[Written request]
Leave the pictures out, and output exactly the lines from the one containing "Emit a component" through the one containing "product documentation covers".
══ Supplied information
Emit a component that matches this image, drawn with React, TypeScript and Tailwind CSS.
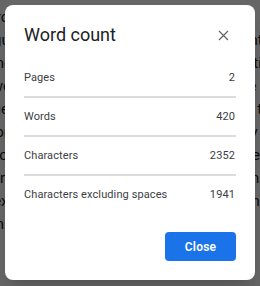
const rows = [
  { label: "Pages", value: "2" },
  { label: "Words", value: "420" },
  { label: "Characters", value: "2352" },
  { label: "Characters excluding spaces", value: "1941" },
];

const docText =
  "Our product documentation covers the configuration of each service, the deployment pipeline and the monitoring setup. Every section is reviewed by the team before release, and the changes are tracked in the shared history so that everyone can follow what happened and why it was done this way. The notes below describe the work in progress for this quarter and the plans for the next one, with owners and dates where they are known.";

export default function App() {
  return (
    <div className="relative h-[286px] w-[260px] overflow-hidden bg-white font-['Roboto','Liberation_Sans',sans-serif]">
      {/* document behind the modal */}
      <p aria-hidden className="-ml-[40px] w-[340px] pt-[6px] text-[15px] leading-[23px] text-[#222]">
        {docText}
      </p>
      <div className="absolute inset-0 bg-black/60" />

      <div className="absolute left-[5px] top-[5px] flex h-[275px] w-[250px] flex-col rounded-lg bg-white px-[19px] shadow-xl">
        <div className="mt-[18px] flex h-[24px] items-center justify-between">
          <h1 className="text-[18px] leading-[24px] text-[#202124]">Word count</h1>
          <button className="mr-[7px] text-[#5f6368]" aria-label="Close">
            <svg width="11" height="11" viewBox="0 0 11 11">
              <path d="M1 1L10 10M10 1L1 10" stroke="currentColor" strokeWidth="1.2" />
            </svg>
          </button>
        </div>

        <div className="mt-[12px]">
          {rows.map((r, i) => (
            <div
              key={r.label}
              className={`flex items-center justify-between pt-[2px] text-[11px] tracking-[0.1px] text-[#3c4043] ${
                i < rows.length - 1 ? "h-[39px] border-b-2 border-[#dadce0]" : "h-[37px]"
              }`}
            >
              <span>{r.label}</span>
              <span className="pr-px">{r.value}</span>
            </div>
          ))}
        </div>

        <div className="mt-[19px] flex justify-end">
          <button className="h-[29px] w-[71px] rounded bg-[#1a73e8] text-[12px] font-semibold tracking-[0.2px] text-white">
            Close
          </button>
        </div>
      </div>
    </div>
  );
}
════
══ Supplied information
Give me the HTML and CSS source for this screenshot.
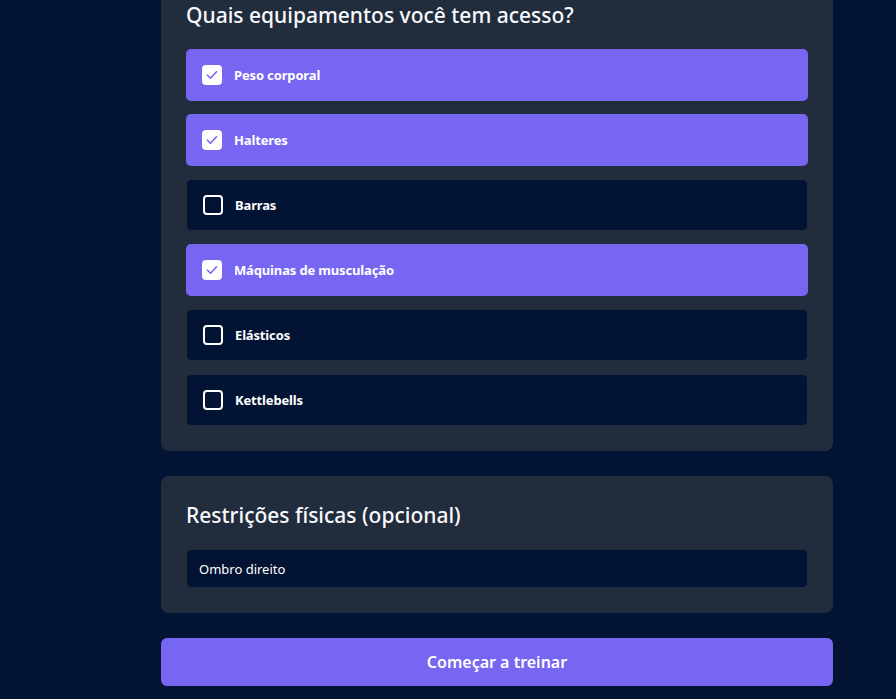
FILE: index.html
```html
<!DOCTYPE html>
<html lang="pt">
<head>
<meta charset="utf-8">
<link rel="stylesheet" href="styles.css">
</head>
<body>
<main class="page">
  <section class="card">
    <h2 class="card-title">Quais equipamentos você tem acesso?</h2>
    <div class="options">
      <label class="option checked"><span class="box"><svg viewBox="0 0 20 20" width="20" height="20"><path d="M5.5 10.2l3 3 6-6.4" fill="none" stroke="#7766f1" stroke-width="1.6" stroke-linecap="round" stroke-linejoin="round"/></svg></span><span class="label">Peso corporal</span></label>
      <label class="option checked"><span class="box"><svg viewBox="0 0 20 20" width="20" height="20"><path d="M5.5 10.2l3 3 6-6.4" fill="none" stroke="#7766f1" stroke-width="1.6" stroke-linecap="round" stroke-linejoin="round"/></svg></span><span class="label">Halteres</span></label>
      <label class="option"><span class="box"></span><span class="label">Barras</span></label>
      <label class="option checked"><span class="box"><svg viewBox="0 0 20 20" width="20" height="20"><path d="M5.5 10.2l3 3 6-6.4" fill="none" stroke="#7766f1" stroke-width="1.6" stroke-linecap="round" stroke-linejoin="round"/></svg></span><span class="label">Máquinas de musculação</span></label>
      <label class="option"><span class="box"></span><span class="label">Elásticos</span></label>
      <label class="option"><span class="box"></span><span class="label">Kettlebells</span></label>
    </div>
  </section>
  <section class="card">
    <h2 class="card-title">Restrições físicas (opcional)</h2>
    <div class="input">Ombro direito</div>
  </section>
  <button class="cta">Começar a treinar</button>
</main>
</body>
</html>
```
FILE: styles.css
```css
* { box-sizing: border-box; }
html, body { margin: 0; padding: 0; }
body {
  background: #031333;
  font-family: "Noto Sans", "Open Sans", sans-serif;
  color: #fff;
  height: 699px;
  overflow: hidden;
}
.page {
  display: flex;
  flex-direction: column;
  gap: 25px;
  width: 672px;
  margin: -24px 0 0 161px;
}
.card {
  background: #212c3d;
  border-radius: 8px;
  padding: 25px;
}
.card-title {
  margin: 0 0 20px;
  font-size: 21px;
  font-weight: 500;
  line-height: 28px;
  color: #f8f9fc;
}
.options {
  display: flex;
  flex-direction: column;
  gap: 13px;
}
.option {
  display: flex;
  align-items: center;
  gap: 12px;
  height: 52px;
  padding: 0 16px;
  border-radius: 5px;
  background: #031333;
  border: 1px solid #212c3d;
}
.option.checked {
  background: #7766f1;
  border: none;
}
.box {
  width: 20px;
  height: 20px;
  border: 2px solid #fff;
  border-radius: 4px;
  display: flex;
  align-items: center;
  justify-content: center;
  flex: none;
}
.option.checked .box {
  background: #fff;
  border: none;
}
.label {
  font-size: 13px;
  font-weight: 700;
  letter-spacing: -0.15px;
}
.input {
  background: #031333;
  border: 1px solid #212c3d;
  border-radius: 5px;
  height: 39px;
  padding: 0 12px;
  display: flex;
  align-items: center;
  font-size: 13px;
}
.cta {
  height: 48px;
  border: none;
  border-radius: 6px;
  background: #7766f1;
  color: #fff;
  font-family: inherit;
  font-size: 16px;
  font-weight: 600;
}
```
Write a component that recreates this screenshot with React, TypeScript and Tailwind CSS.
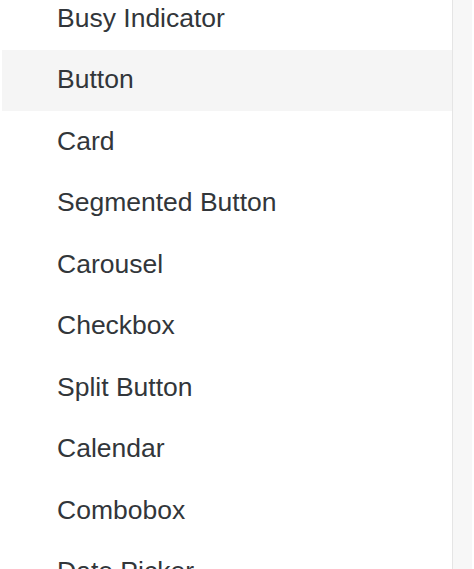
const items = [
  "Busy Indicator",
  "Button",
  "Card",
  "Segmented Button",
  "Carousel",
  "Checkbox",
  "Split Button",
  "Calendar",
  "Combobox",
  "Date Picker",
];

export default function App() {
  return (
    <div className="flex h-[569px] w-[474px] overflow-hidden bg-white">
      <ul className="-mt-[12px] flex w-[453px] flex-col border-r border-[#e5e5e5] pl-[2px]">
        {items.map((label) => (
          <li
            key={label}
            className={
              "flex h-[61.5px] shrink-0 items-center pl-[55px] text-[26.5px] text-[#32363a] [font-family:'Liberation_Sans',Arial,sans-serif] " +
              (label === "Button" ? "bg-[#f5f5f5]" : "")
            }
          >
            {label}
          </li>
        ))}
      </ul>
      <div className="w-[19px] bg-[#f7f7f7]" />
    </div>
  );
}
════
[Completed task]
Emit a component that matches this image, drawn with React, TypeScript and Tailwind CSS.
const rows = [
  { label: "Pages", value: "2" },
  { label: "Words", value: "420" },
  { label: "Characters", value: "2352" },
  { label: "Characters excluding spaces", value: "1941" },
];

const docText =
  "Our product documentation covers the configuration of each service, the deployment pipeline and the monitoring setup. Every section is reviewed by the team before release, and the changes are tracked in the shared history so that everyone can follow what happened and why it was done this way. The notes below describe the work in progress for this quarter and the plans for the next one, with owners and dates where they are known.";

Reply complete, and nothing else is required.